Public Servitude on Riverbanks in Louisiana
The Court examined the legal context of riparian rights in Louisiana, where the banks of navigable streams are subject to a public servitude that permits their use for navigation and other public purposes. This servitude means that riparian landowners do not have exclusive rights to the riverbank adjoining their property for private use, such as ferry landings. The Court noted that McNeely's ownership of adjacent lots did not grant him preferential rights to the riverbank for his ferry operations, nor did his prior use of the area entitle him to exclude other ferries. The servitude reflects a longstanding legal principle in Louisiana, consistent with the Fourteenth Amendment, and justifies the equitable allocation of landing spaces between competing ferries.
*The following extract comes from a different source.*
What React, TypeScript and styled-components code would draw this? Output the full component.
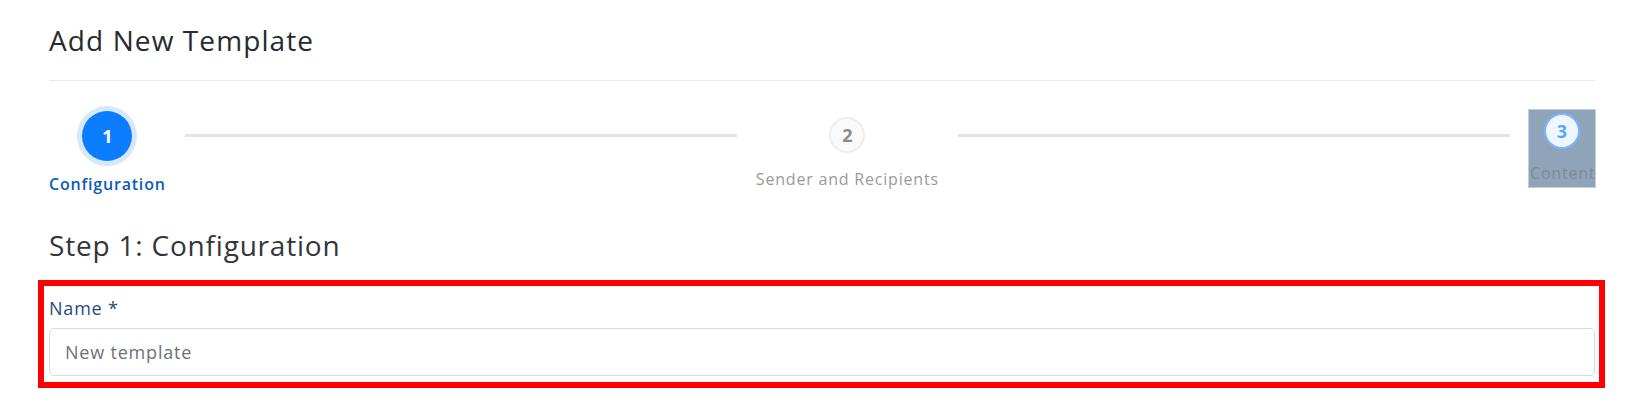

Interstate Commerce and Municipal Authority
The U.S. Supreme Court reinforced the principle that interstate commerce, including ferry operations between states, is primarily regulated by Congress and should remain free from obstructive local ordinances. The Court rejected Vidalia's argument that local licensing was necessary to protect public interest, such as preventing extortionate rates or ensuring safe carriage. Instead, the Court clarified that while municipalities can regulate for safety and convenience, they cannot impose licensing requirements that effectively bar or restrict interstate commerce. The decision underscored the need for a balance between local regulatory interests and the overarching federal authority to manage interstate commerce. By affirming the lower court's injunction against Vidalia, the Court protected McNeely's right to operate his ferry without a local license, ensuring that municipal actions do not unlawfully encroach upon the domain of interstate commerce.